#### What you should do:
Each line containing the word "Tailwind" must be reported.

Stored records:
"""
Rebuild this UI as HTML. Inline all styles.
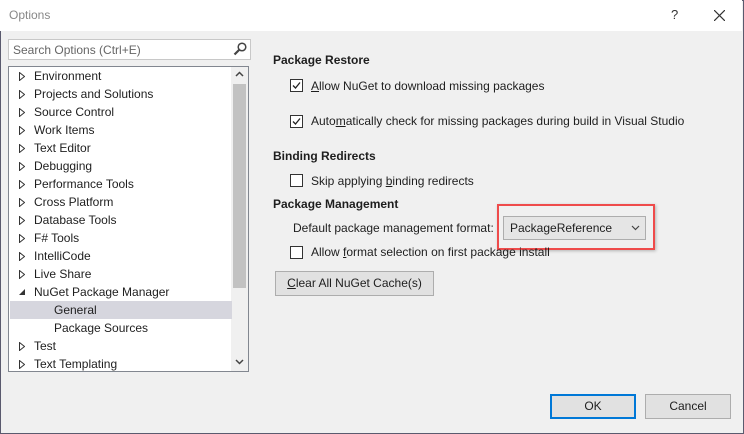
<!DOCTYPE html>
<html><head><style>
*{margin:0;padding:0;box-sizing:border-box}
body{width:744px;height:434px;overflow:hidden;font-family:"Liberation Sans",sans-serif;font-size:12px;color:#1e1e1e;position:relative;background:#f0f0f0}
.a{position:absolute}
.win{left:0;top:0;width:744px;height:434px;border:1px solid #5a5a6e;background:#f0f0f0}
.title{left:0;top:0;width:742px;height:31px;background:#fff}
.row{position:absolute;left:1px;width:222px;height:18px;line-height:18px;white-space:nowrap}
.tri{position:absolute;left:9px;top:5px;width:6px;height:9px;background:no-repeat}
.cb{position:absolute;width:13px;height:13px;border:1px solid #333;background:#fff}
.h{font-weight:bold;font-size:12px}
.btn{border:1px solid #adadad;background:#e1e1e1;text-align:center;line-height:22px}
</style></head><body>
<div class="a win"></div>
<div class="a title"></div>
<div class="a" style="left:9px;top:8px;color:#888;font-size:12px">Options</div>
<div class="a" style="left:671px;top:7px;color:#333;font-size:13px">?</div>
<svg class="a" style="left:714px;top:10px" width="11" height="11"><path d="M0 0L11 11M11 0L0 11" stroke="#333" stroke-width="1.2"/></svg>

<div class="a" style="left:8px;top:39px;width:243px;height:21px;border:1px solid #c8c8c8;background:#fff"></div>
<div class="a" style="left:13px;top:43px;color:#666">Search Options (Ctrl+E)</div>
<svg class="a" style="left:233px;top:42px" width="14" height="14"><circle cx="9" cy="5" r="3.8" fill="none" stroke="#444" stroke-width="1.5"/><path d="M6.5 7.5L1.5 12.5" stroke="#444" stroke-width="2.2"/></svg>

<svg width="0" height="0" style="position:absolute"><defs><symbol id="t" viewBox="0 0 6 9"><path d="M0.5 0.5L5.5 4.5L0.5 8.5Z" fill="#fff" stroke="#333" stroke-width="1"/></symbol></defs></svg>

<div class="a" style="left:8px;top:66px;width:241px;height:306px;border:1px solid #828790;background:#fff">
<div class="a" style="left:222px;top:0;width:17px;height:304px;background:#f0f0f0"></div>
<div class="a" style="left:224px;top:17px;width:13px;height:204px;background:#c2c2c2"></div>
<svg class="a" style="left:226px;top:4px" width="9" height="6"><path d="M1 5L4.5 1.5L8 5" stroke="#444" fill="none" stroke-width="1.5"/></svg>
<svg class="a" style="left:226px;top:292px" width="9" height="6"><path d="M1 1L4.5 4.5L8 1" stroke="#444" fill="none" stroke-width="1.5"/></svg>
<div class="row" style="top:0"><svg class="tri"><use href="#t"/></svg><span style="margin-left:24px">Environment</span></div>
<div class="row" style="top:18px"><svg class="tri"><use href="#t"/></svg><span style="margin-left:24px">Projects and Solutions</span></div>
<div class="row" style="top:36px"><svg class="tri"><use href="#t"/></svg><span style="margin-left:24px">Source Control</span></div>
<div class="row" style="top:54px"><svg class="tri"><use href="#t"/></svg><span style="margin-left:24px">Work Items</span></div>
<div class="row" style="top:72px"><svg class="tri"><use href="#t"/></svg><span style="margin-left:24px">Text Editor</span></div>
<div class="row" style="top:90px"><svg class="tri"><use href="#t"/></svg><span style="margin-left:24px">Debugging</span></div>
<div class="row" style="top:108px"><svg class="tri"><use href="#t"/></svg><span style="margin-left:24px">Performance Tools</span></div>
<div class="row" style="top:126px"><svg class="tri"><use href="#t"/></svg><span style="margin-left:24px">Cross Platform</span></div>
<div class="row" style="top:144px"><svg class="tri"><use href="#t"/></svg><span style="margin-left:24px">Database Tools</span></div>
<div class="row" style="top:162px"><svg class="tri"><use href="#t"/></svg><span style="margin-left:24px">F# Tools</span></div>
<div class="row" style="top:180px"><svg class="tri"><use href="#t"/></svg><span style="margin-left:24px">IntelliCode</span></div>
<div class="row" style="top:198px"><svg class="tri"><use href="#t"/></svg><span style="margin-left:24px">Live Share</span></div>
<div class="row" style="top:216px"><svg class="a" style="left:9px;top:6px" width="7" height="7"><path d="M6 0L6 6L0 6Z" fill="#333"/></svg><span style="margin-left:24px">NuGet Package Manager</span></div>
<div class="row" style="top:234px;background:#d6d6de"><span style="margin-left:44px">General</span></div>
<div class="row" style="top:252px"><span style="margin-left:44px">Package Sources</span></div>
<div class="row" style="top:270px"><svg class="tri"><use href="#t"/></svg><span style="margin-left:24px">Test</span></div>
<div class="row" style="top:288px"><svg class="tri"><use href="#t"/></svg><span style="margin-left:24px">Text Templating</span></div>
</div>

<div class="a h" style="left:273px;top:53px">Package Restore</div>
<div class="cb" style="left:290px;top:79px"></div>
<svg class="a" style="left:291px;top:80px" width="11" height="11"><path d="M2 5.5L4.5 8L9 2.5" stroke="#222" fill="none" stroke-width="1.3"/></svg>
<div class="a" style="left:311px;top:79px"><u>A</u>llow NuGet to download missing packages</div>
<div class="cb" style="left:290px;top:115px"></div>
<svg class="a" style="left:291px;top:116px" width="11" height="11"><path d="M2 5.5L4.5 8L9 2.5" stroke="#222" fill="none" stroke-width="1.3"/></svg>
<div class="a" style="left:311px;top:114px">Auto<u>m</u>atically check for missing packages during build in Visual Studio</div>
<div class="a h" style="left:273px;top:149px">Binding Redirects</div>
<div class="cb" style="left:290px;top:174px"></div>
<div class="a" style="left:311px;top:174px">Skip applying <u>b</u>inding redirects</div>
<div class="a h" style="left:273px;top:197px">Package Management</div>
<div class="a" style="left:293px;top:221px">Default package management format:</div>
<div class="a" style="left:497px;top:204px;width:158px;height:46px;border:2px solid #ef4b4b;box-shadow:1px 1px 3px rgba(0,0,0,.25)"></div>
<div class="a" style="left:503px;top:216px;width:143px;height:24px;border:1px solid #adadad;background:#e5e5e5"></div>
<div class="a" style="left:510px;top:221px">PackageReference</div>
<svg class="a" style="left:631px;top:225px" width="9" height="6"><path d="M1 1L4.5 4.5L8 1" stroke="#444" fill="none" stroke-width="1.2"/></svg>
<div class="cb" style="left:290px;top:246px"></div>
<div class="a" style="left:311px;top:245px">Allow <u>f</u>ormat selection on first package install</div>
<div class="a btn" style="left:275px;top:271px;width:159px;height:25px"><u>C</u>lear All NuGet Cache(s)</div>
<div class="a btn" style="left:550px;top:394px;width:86px;height:25px;border:2px solid #0078d7;line-height:21px">OK</div>
<div class="a btn" style="left:645px;top:394px;width:86px;height:25px">Cancel</div>
</body></html>
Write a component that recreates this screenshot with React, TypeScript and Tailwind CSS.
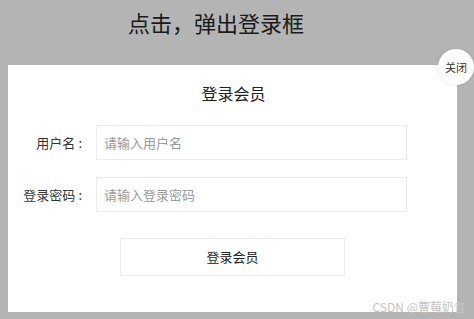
const font = { fontFamily: '"Noto Sans CJK SC", "Noto Sans", sans-serif' };

const Field: React.FC<{ label: string; placeholder: string }> = ({ label, placeholder }) => (
  <div className="flex items-center">
    <label className="w-[76px] pr-[2px] text-right text-[13px] text-[#333]">
      {label}
      <span className="ml-[3px]">:</span>
    </label>
    <div className="ml-[12px] flex h-[35px] w-[311px] items-center border border-[#ececec] px-[7px] text-[13px] text-[#999]">
      {placeholder}
    </div>
  </div>
);

export default function App() {
  return (
    <div className="relative flex h-[319px] w-[474px] flex-col overflow-hidden bg-[#b4b4b4]" style={font}>
      <div className="flex h-[65px] items-start pl-[128px] pt-[6px]">
        <h1 className="text-[22px] leading-[32px] text-[#1a1a1a]">点击，弹出登录框</h1>
      </div>

      <div className="relative ml-[8px] flex h-[247px] w-[449px] flex-col items-center bg-white">
        <button className="absolute -right-[17px] -top-[16px] flex h-[36px] w-[36px] items-center justify-center rounded-full bg-white text-[11px] text-[#333] shadow-[0_0_3px_rgba(0,0,0,0.12)]">
          关闭
        </button>

        <h2 className="mt-[18px] pl-[2px] text-[16px] leading-[20px] text-[#222]">登录会员</h2>

        <div className="mt-[22px] flex w-full flex-col gap-[17px]">
          <Field label="用户名" placeholder="请输入用户名" />
          <Field label="登录密码" placeholder="请输入登录密码" />
        </div>

        <button className="mt-[26px] flex h-[38px] w-[225px] items-center justify-center border border-[#ececec] text-[13px] text-[#222]">
          登录会员
        </button>
      </div>

      <span className="absolute bottom-[5px] right-[8px] text-[12px] leading-[14px] text-[#c4c4c4]">CSDN @曹莓奶昔</span>
    </div>
  );
}
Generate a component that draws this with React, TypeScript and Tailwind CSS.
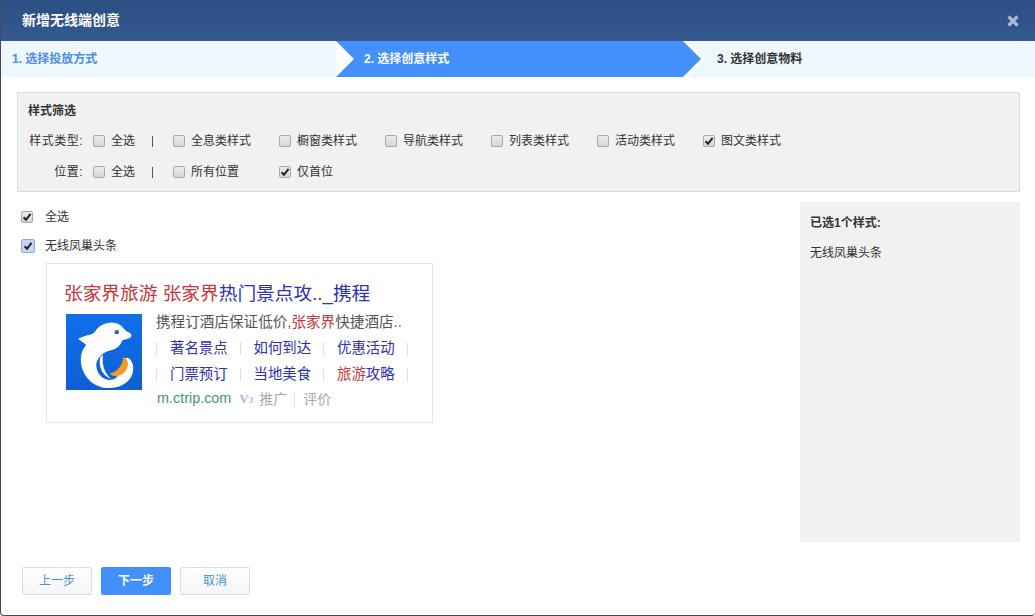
const cjk = "font-['Liberation_Sans','Noto_Sans_CJK_SC',sans-serif]";

function Box({ checked, focus }: { checked?: boolean; focus?: boolean }) {
  return (
    <span
      className={
        focus
          ? "flex h-[14px] w-[14px] shrink-0 items-center justify-center rounded-[2px] border border-[#8fa8dc] bg-[#c6d4f1]"
          : "flex h-[12px] w-[12px] shrink-0 items-center justify-center rounded-[2px] border border-[#a9a9a9] bg-gradient-to-b from-[#ececec] to-[#d6d6d6]"
      }
    >
      {checked && (
        <svg width="10" height="10" viewBox="0 0 10 10">
          <path d="M1.6 5.2 L4 7.8 L8.6 1.8" fill="none" stroke="#222" strokeWidth="2" />
        </svg>
      )}
    </span>
  );
}

function Opt({ label, checked, className }: { label: string; checked?: boolean; className: string }) {
  return (
    <div className={`flex items-center gap-[6px] ${className}`}>
      <Box checked={checked} />
      <span>{label}</span>
    </div>
  );
}

function Logo() {
  return (
    <svg width="76" height="76" viewBox="0 0 226 226" className="shrink-0">
      <defs>
        <linearGradient id="sky" x1="0" y1="0" x2="0" y2="1">
          <stop offset="0" stopColor="#1170e8" />
          <stop offset="1" stopColor="#0f5ed6" />
        </linearGradient>
      </defs>
      <rect width="226" height="226" fill="url(#sky)" />
      <path
        d="M36 74 C55 62 75 64 85 54 C100 30 128 20 152 28 C167 34 174 46 180 52 C190 54 196 60 194 67 C188 76 172 74 166 80 C163 92 152 102 138 106 C112 112 92 128 90 150 C90 176 108 196 132 196 C152 196 166 176 170 140 C176 122 194 130 199 152 C206 192 172 222 125 220 C78 219 44 180 44 135 C44 116 52 102 60 92 C54 86 45 80 36 74Z"
        fill="#fff"
      />
      <path d="M102 128 C95 155 108 184 134 193 C116 176 106 155 110 122Z" fill="#fff" />
      <path d="M170 128 C170 152 152 172 130 178 C142 190 166 186 178 168 C187 154 188 134 170 128Z" fill="#f39a1f" />
      <circle cx="151" cy="54" r="6.5" fill="#2a63b8" />
    </svg>
  );
}

function LinkRow({ items }: { items: React.ReactNode[] }) {
  return (
    <div className="flex h-[26px] items-center text-[14.4px] text-[#2f2fb8]">
      {items.map((t, i) => (
        <div key={i} className="flex w-[83.5px] items-center">
          <span className="h-[13px] w-px bg-[#dedede]" />
          <span className="ml-[13px] whitespace-nowrap">{t}</span>
        </div>
      ))}
      <span className="h-[13px] w-px bg-[#dedede]" />
    </div>
  );
}

export default function App() {
  return (
    <div className={`h-[616px] w-[1035px] overflow-hidden rounded-b-[4px] border-b border-l border-[#3d4a60] bg-white text-[12px] text-[#333] ${cjk}`}>
      <div className="flex h-[41px] items-center justify-between bg-gradient-to-b from-[#2b4f83] to-[#35598f] pl-[21px] pr-[15px]">
        <span className="text-[14px] font-bold text-white">新增无线端创意</span>
        <svg width="14" height="14" viewBox="0 0 14 14">
          <path d="M2.5 2.5 L11.5 11.5 M11.5 2.5 L2.5 11.5" stroke="#a9bbd2" strokeWidth="3.2" />
        </svg>
      </div>

      <div className="flex h-[36px] bg-[#eff7ff] font-bold">
        <div className="flex w-[335px] items-center pl-[11px] text-[#4a90e6]">1. 选择投放方式</div>
        <div className="h-full w-[369px] bg-white [clip-path:polygon(0_0,351px_0,369px_50%,351px_100%,0_100%)]">
          <div className="flex h-full w-[365px] items-center bg-[#4390fb] pl-[28px] text-white [clip-path:polygon(0_0,347px_0,365px_50%,347px_100%,0_100%,18px_50%)]">
            2. 选择创意样式
          </div>
        </div>
        <div className="flex items-center pl-[12px] text-[#333]">3. 选择创意物料</div>
      </div>

      <div className="ml-[16px] mt-[15px] h-[100px] w-[1003px] border border-[#dcdcdc] bg-[#f1f1f1] pl-[10px]">
        <div className="pt-[10px] font-bold leading-[16px]">样式筛选</div>
        <div className="mt-[14px] flex h-[16px] items-center whitespace-nowrap">
          <span className="w-[55px] text-right tracking-[0.5px]">样式类型:</span>
          <Opt label="全选" className="ml-[10px] w-[59px]" />
          <span className="mr-[20px] h-[11px] w-px bg-[#555]" />
          <Opt label="全息类样式" className="w-[106px]" />
          <Opt label="橱窗类样式" className="w-[106px]" />
          <Opt label="导航类样式" className="w-[106px]" />
          <Opt label="列表类样式" className="w-[106px]" />
          <Opt label="活动类样式" className="w-[106px]" />
          <Opt label="图文类样式" checked className="w-[106px]" />
        </div>
        <div className="mt-[15px] flex h-[16px] items-center whitespace-nowrap">
          <span className="w-[55px] text-right tracking-[0.5px]">位置:</span>
          <Opt label="全选" className="ml-[10px] w-[59px]" />
          <span className="mr-[20px] h-[11px] w-px bg-[#555]" />
          <Opt label="所有位置" className="w-[106px]" />
          <Opt label="仅首位" checked className="w-[106px]" />
        </div>
      </div>

      <div className="mt-[10px] flex pl-[20px]">
        <div className="flex-1">
          <div className="mt-[7px] flex h-[16px] items-center">
            <Box checked />
            <span className="ml-[12px]">全选</span>
          </div>
          <div className="mt-[13px] flex h-[16px] items-center">
            <Box checked focus />
            <span className="ml-[10px]">无线凤巢头条</span>
          </div>
          <div className="ml-[25px] mt-[9px] h-[160px] w-[387px] border border-[#e6e6e6] pl-[17px] pt-[17px]">
            <div className="whitespace-nowrap text-[18.7px] leading-[26px] text-[#2f2fb8]">
              <span className="text-[#c9353a]">张家界旅游 张家界</span>热门景点攻.._携程
            </div>
            <div className="mt-[6px] flex">
              <div className="ml-[2px] mt-[1px]">
                <Logo />
              </div>
              <div className="ml-[14px] mt-[1px]">
                <div className="flex h-[18px] items-center whitespace-nowrap text-[14.6px] text-[#555]">
                  携程订酒店保证低价,<span className="text-[#c9353a]">张家界</span>快捷酒店..
                </div>
                <div className="mt-[4px]">
                  <LinkRow items={["著名景点", "如何到达", "优惠活动"]} />
                  <LinkRow items={["门票预订", "当地美食", <><span className="text-[#c9353a]">旅游</span>攻略</>]} />
                </div>
                <div className="mt-[1px] flex h-[20px] items-center whitespace-nowrap pl-px text-[14px]">
                  <span className="text-[14.4px] text-[#3f9a66]">m.ctrip.com</span>
                  <span className="ml-[8px] w-[20px] font-['Liberation_Serif',serif] text-[13px] font-bold text-[#9dbbe8]">
                    V<span className="text-[9px]">3</span>
                  </span>
                  <span className="text-[#a8a8a8]">推广</span>
                  <span className="ml-[7px] mr-[8px] h-[13px] w-px bg-[#e2e2e2]" />
                  <span className="text-[#a8a8a8]">评价</span>
                </div>
              </div>
            </div>
          </div>
        </div>
        <div className="mr-[15px] h-[340px] w-[220px] bg-[#f1f1f1] pl-[10px] pt-[13px]">
          <div className="font-bold leading-[16px]">已选1个样式:</div>
          <div className="mt-[14px] leading-[16px]">无线凤巢头条</div>
        </div>
      </div>

      <div className="ml-[21px] mt-[25px] flex gap-[9px]">
        <button className="h-[28px] w-[70px] rounded-[2px] border border-[#dcdcdc] bg-gradient-to-b from-white to-[#f5f5f5] text-[#4a90d9]">上一步</button>
        <button className="h-[28px] w-[70px] rounded-[2px] bg-[#4390fb] font-bold text-white">下一步</button>
        <button className="h-[28px] w-[70px] rounded-[2px] border border-[#dcdcdc] bg-gradient-to-b from-white to-[#f5f5f5] text-[#4a90d9]">取消</button>
      </div>
    </div>
  );
}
"""
#### Answer to the problem:
Write a component that recreates this screenshot with React, TypeScript and Tailwind CSS.
Generate a component that draws this with React, TypeScript and Tailwind CSS.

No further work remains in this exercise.